His second, architecture-orientated album EVERYTHING IS ITS OWN REWARD was also set there, as was his first foray into illustrated prose, a slimmer, wit-ridden socio-political satire very much in the vein of early Evelyn Waugh complete with helpless and hapless naïf buffeted about by insane circumstances and ever so slightly surreal forces beyond his control called ON TO THE NEXT DREAM.

This too is bountifully illustrated prose, but after a mere 65 pages of this 450-page epic it is already clear that this is a far more involved, profound and exotic beast than ON TO THE NEXT DREAM which I had read in full before that review and which I rate very highly indeed.

Half of it appears to take place - or have taken place - in Thailand.

So imagine what that does for the illustrations.

The endpapers alone tantalise with a path leading down a higgledy-piggeldy, hand-railed bank of bamboo steps towards an enclosure defined by a barricade of bamboo stakes and wooden planks, and a lychgate-like aperture: a gate off the latch and ajar, leading through to heaven knows where?

So many other drawings portray steps and bridges which beg the same question; as well as lush fronds, carvings and sculpture.

If I were to define this based on what I have read so far, I'd call it a mystery: a mystery for us and a mystery for its level-headed protagonist, Emit Hopper, who may not be immune to the impulse or foolhardy.

An acclaimed American author who once left his readers believing that he might well be dead, Emit Hopper's star is now once more in the ascendance following his revival in Japan. He gave up the musical, literary and celebrity ghost voluntarily two decades ago in favour of running his own quiet, simple, virtually anonymous laundromat service. But his past is far more convoluted than that and his future suggests complications.

Publisher blurb:

"As he's drawn back into the limelight he meets Julia, a former celebrity chef with a dark past. But when she disappears while hiking with two other women, Emit finds himself chasing down a mystery that promises to leave him forever changed."

The thing is this: Julia wasn't the first woman in his life to go travelling, or missing. Many years ago, there was Marie.

Now I know a review from us, whom I do hope you trust, without being in complete command of the facts is something of a risk, especially when you're contemplating coughing up over thirty quid. I don't think I've ever published one before.

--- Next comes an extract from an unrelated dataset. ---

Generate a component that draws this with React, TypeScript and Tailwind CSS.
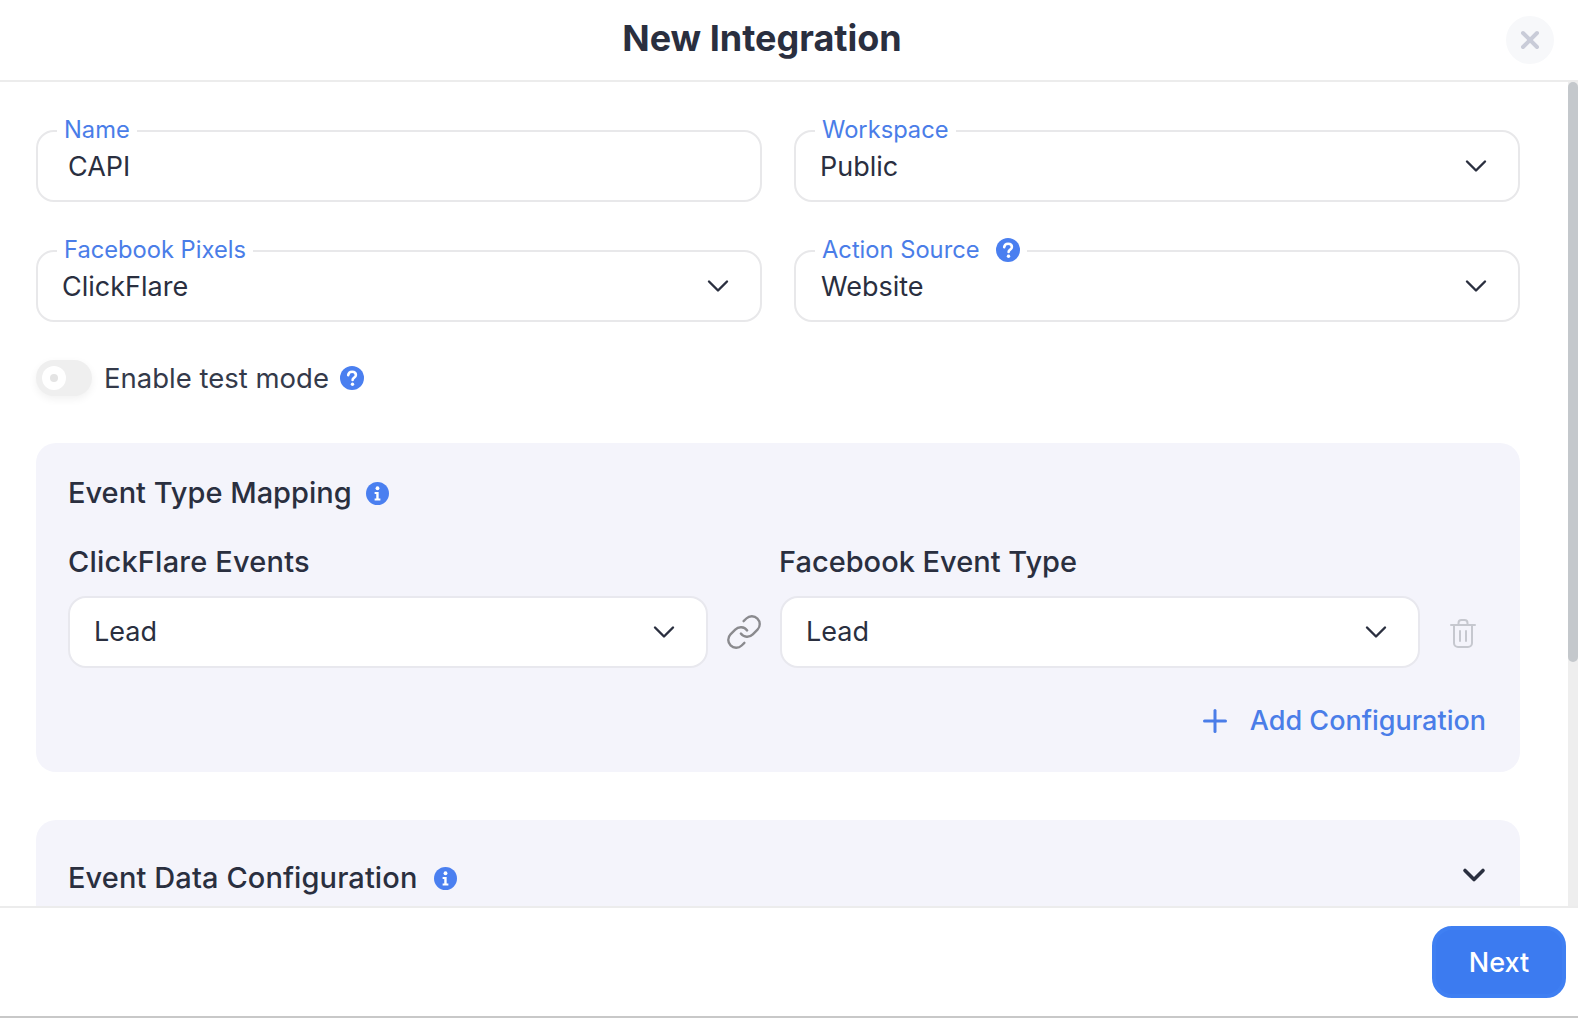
import { ChevronDown, X, Plus, Link } from "lucide-react";

function Help({ className = "" }: { className?: string }) {
  return (
    <svg viewBox="0 0 24 24" className={className} aria-hidden>
      <circle cx="12" cy="12" r="12" fill="#4a7ff0" />
      <path d="M8.2 9.2c.2-2.2 1.8-3.5 3.9-3.5 2.2 0 3.8 1.3 3.8 3.2 0 1.5-.9 2.3-2 3-.9.6-1.3 1-1.3 2" fill="none" stroke="#fff" strokeWidth="2.6" strokeLinecap="round" />
      <circle cx="12.5" cy="18.3" r="1.7" fill="#fff" />
    </svg>
  );
}

function Info({ className = "" }: { className?: string }) {
  return (
    <svg viewBox="0 0 24 24" className={className} aria-hidden>
      <circle cx="12" cy="12" r="12" fill="#4a7ff0" />
      <circle cx="12" cy="6.5" r="2" fill="#fff" />
      <path d="M9 10.4h4.2v6.8H15v2H9v-2h1.7v-4.8H9z" fill="#fff" />
    </svg>
  );
}

function Field({ label, value, select, help, valueClass }: { label: string; value: string; select?: boolean; help?: boolean; valueClass: string }) {
  return (
    <div className="relative flex h-[72px] items-center rounded-[18px] border-2 border-[#e8e8ea] bg-white">
      <div className="absolute -top-[17px] left-[19px] flex items-center gap-[16px] bg-white px-[7px] text-[23.7px] leading-[30px] text-[#4a7de8]">
        <span>{label}</span>
        {help && <Help className="h-[24px] w-[24px]" />}
      </div>
      <span className={`pt-[2px] text-[27px] text-[#2a2f3f] ${valueClass}`}>{value}</span>
      {select && <ChevronDown className="ml-auto mr-[24px] h-[36px] w-[36px] text-[#2a2f3f]" strokeWidth={1.6} />}
    </div>
  );
}

function MapSelect() {
  return (
    <div className="flex h-[72px] flex-1 items-center rounded-[18px] border-2 border-[#e8e8ee] bg-white pl-[24px] pr-[24px]">
      <span className="text-[27px] text-[#2a2f3f]">Lead</span>
      <ChevronDown className="ml-auto h-[36px] w-[36px] text-[#2a2f3f]" strokeWidth={1.6} />
    </div>
  );
}

export default function App() {
  return (
    <div className="flex h-[1018px] w-[1578px] flex-col overflow-hidden bg-white font-['Inter',sans-serif]">
      <header className="relative flex h-[82px] shrink-0 items-center justify-center border-b-2 border-[#ececec] pb-[5px] pr-[54px]">
        <h1 className="text-[36px] font-bold text-[#2a2f3f]">New Integration</h1>
        <button className="absolute right-[24px] top-[16px] flex h-[48px] w-[48px] items-center justify-center rounded-full bg-[#f7f8fa]">
          <X className="h-[28px] w-[28px] text-[#c9ccd8]" strokeWidth={3.4} />
        </button>
      </header>

      <div className="flex min-h-0 flex-1">
        <main className="flex-1 overflow-hidden pl-[36px] pr-[48px] pt-[48px]">
          <div className="grid grid-cols-2 gap-x-[32px] gap-y-[48px]">
            <Field label="Name" value="CAPI" valueClass="pl-[30px]" />
            <Field label="Workspace" value="Public" select valueClass="pl-[24px]" />
            <Field label="Facebook Pixels" value="ClickFlare" select valueClass="pl-[24px]" />
            <Field label="Action Source" value="Website" select help valueClass="pl-[25px]" />
          </div>

          <div className="mt-[38px] flex h-[36px] items-center">
            <div className="relative h-[36px] w-[56px] rounded-full bg-[#efefef] shadow-[0_3px_8px_rgba(0,0,0,0.06)]">
              <div className="absolute left-[6px] top-[6px] flex h-[24px] w-[24px] items-center justify-center rounded-full bg-white">
                <div className="h-[8px] w-[8px] rounded-full bg-[#e4e4e4]" />
              </div>
            </div>
            <span className="ml-[12px] pt-[2px] text-[27.5px] text-[#343a4a]">Enable test mode</span>
            <Help className="ml-[11px] h-[24px] w-[24px]" />
          </div>

          <section className="mt-[47px] h-[329px] rounded-[20px] bg-[#f4f4fb] px-[32px] pt-[30px]">
            <div className="flex h-[40px] items-center">
              <h2 className="text-[29px] font-medium text-[#2a2f3f]">Event Type Mapping</h2>
              <Info className="ml-[14px] h-[23px] w-[23px]" />
            </div>
            <div className="mt-[29px] flex text-[29px] font-medium leading-[40px] text-[#2a2f3f]">
              <span className="w-[711px] tracking-[0.2px]">ClickFlare Events</span>
              <span>Facebook Event Type</span>
            </div>
            <div className="mt-[14px] flex items-center">
              <MapSelect />
              <div className="flex w-[72px] justify-center">
                <Link className="h-[38px] w-[38px] text-[#8a8a8e]" strokeWidth={1.5} />
              </div>
              <MapSelect />
              <div className="flex w-[68px] justify-center pl-[17px] pt-[3px]">
                <svg viewBox="0 0 26 30" className="h-[30px] w-[26px] text-[#c6c8cf]" fill="none" stroke="currentColor" strokeWidth="2" strokeLinecap="round">
                  <path d="M1 6h24" />
                  <path d="M8.5 5V4a3 3 0 0 1 3-3h3a3 3 0 0 1 3 3v1" />
                  <path d="M4 6.5V24a4 4 0 0 0 4 4h10a4 4 0 0 0 4-4V6.5" />
                  <path d="M10 12v10M16 12v10" />
                </svg>
              </div>
            </div>
            <div className="mr-[2px] mt-[33px] flex items-center justify-end text-[#4a7de8]">
              <Plus className="h-[36px] w-[36px]" strokeWidth={2} />
              <span className="ml-[17px] text-[27px] font-medium">Add Configuration</span>
            </div>
          </section>

          <section className="mt-[48px] h-[200px] rounded-[20px] bg-[#f4f4fb] px-[32px] pt-[38px]">
            <div className="flex h-[40px] items-center">
              <h2 className="text-[29px] font-medium tracking-[0.1px] text-[#2a2f3f]">Event Data Configuration</h2>
              <Info className="ml-[17px] h-[23px] w-[23px]" />
              <ChevronDown className="ml-auto mr-[-4px] h-[36px] w-[36px] -translate-y-[3px] text-[#2a2f3f]" strokeWidth={2.4} />
            </div>
          </section>
        </main>
        <div className="w-[10px] shrink-0 bg-[#eeeeee]">
          <div className="h-[580px] rounded-[5px] bg-[#c4c8cc]" />
        </div>
      </div>

      <footer className="flex h-[112px] shrink-0 items-start justify-end border-y-2 border-t-[#ececec] border-b-[#c8c8c8] pr-[12px] pt-[18px]">
        <button className="h-[72px] w-[134px] rounded-[20px] border-[4px] border-[#3f7ff2] bg-[#3c7bf0] pt-[2px] text-[27px] font-medium text-white">Next</button>
      </footer>
    </div>
  );
}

All I can tell you is this: I am currently engaged in my second immediate read-through of Yuval Noah Harari's 'Sapiens', as well as on the cusp of completing Fredrik Backman's equally exceptional 'A Man Called Ove' prose fiction on top of all the glorious sequential art I need to read and review weekly... and I cannot put this down. I've read it as fast and as furiously as I can because it will not let me do otherwise, and because I wanted to give you some taster before copies run out on us forever. Paul Madonna is massive at Page 45.

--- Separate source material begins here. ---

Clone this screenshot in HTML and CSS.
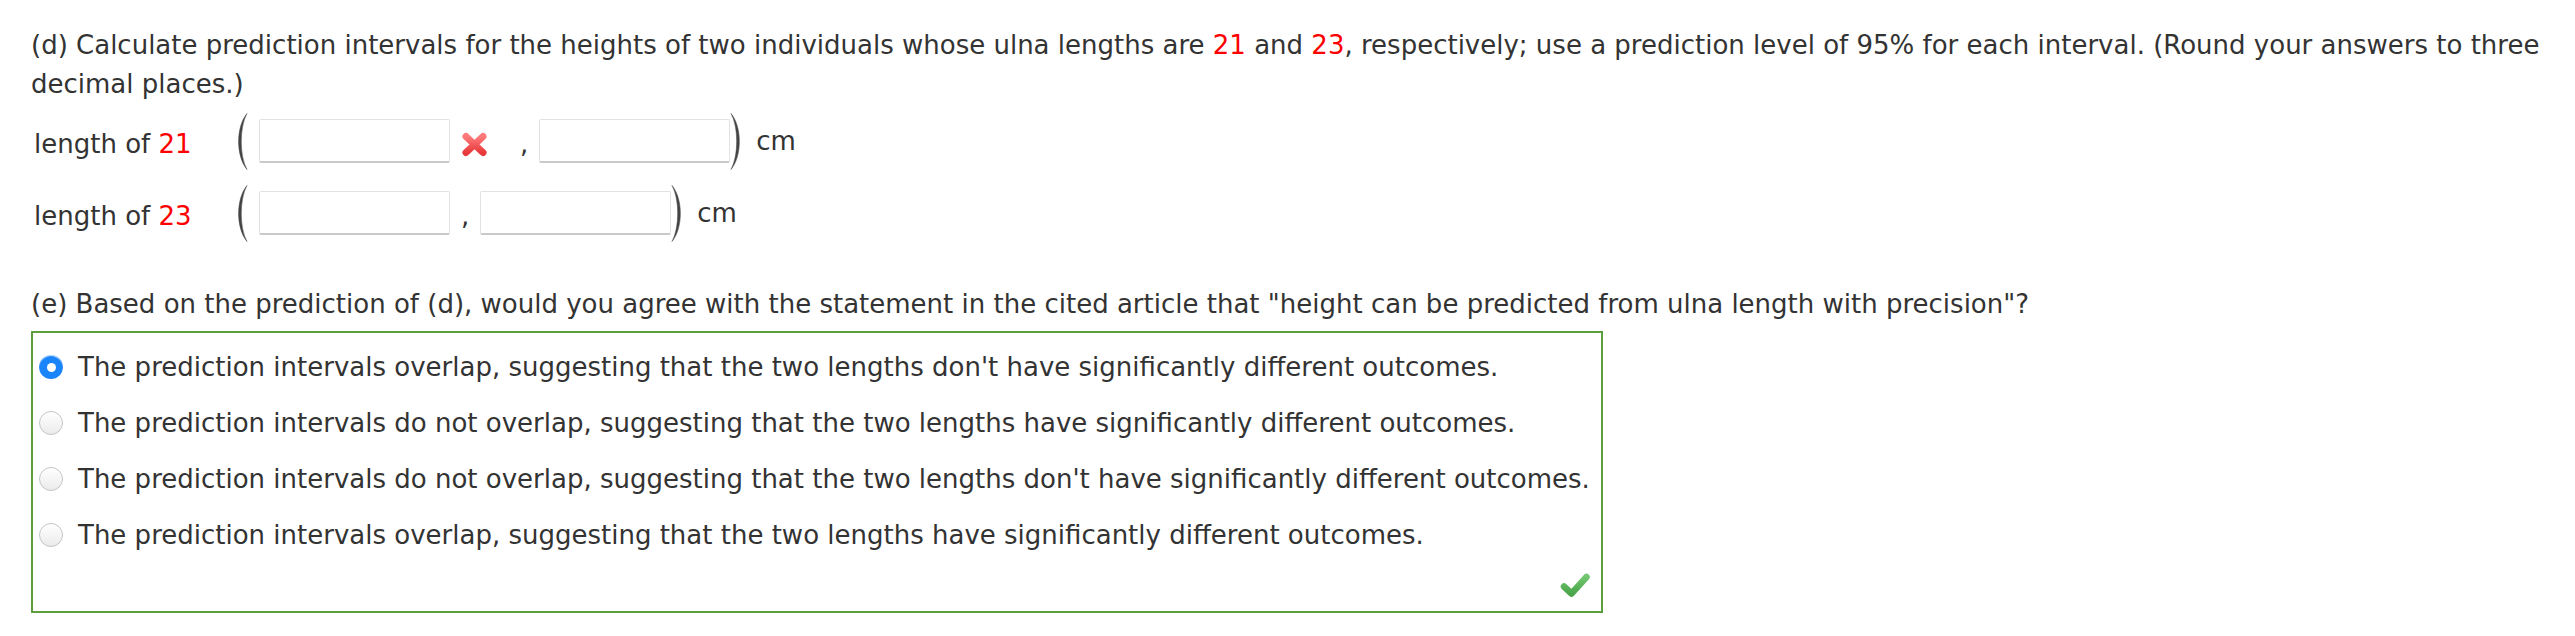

So here's another thread: Emit has an identical twin. The way Madonna describes their relationship is perfect. It's like they lived is glass houses: they are transparent to each other at least, However opaque most of us are to others we love - however many deeply absorbing, meandering conversations it takes us to burrow beneath those surfaces and get a good glimmer of the real light within - Emit and his brother did everything instinctively together as one because, really, they were.

And then, two decades ago, with his brother riding high on Chinese-soap-opera-superstardom, everything between them abruptly went dark when his brother's unexpected mental illness set in, and an extra shroud or curtain was pulled down on top.

Imagine that level of almost unique, intuitive communication blacked out.

Twenty years ago Emit wrote a novel:

"It was called 'Glass Houses'. An allegorical story about the loneliness and isolation that comes from having to watch a brother shatter into a pile of broken shards, and not be able to do anything about it."

All I can give you is pieces of a puzzle which I've yet to solve.

But, in a way, that is the purest pitch possible.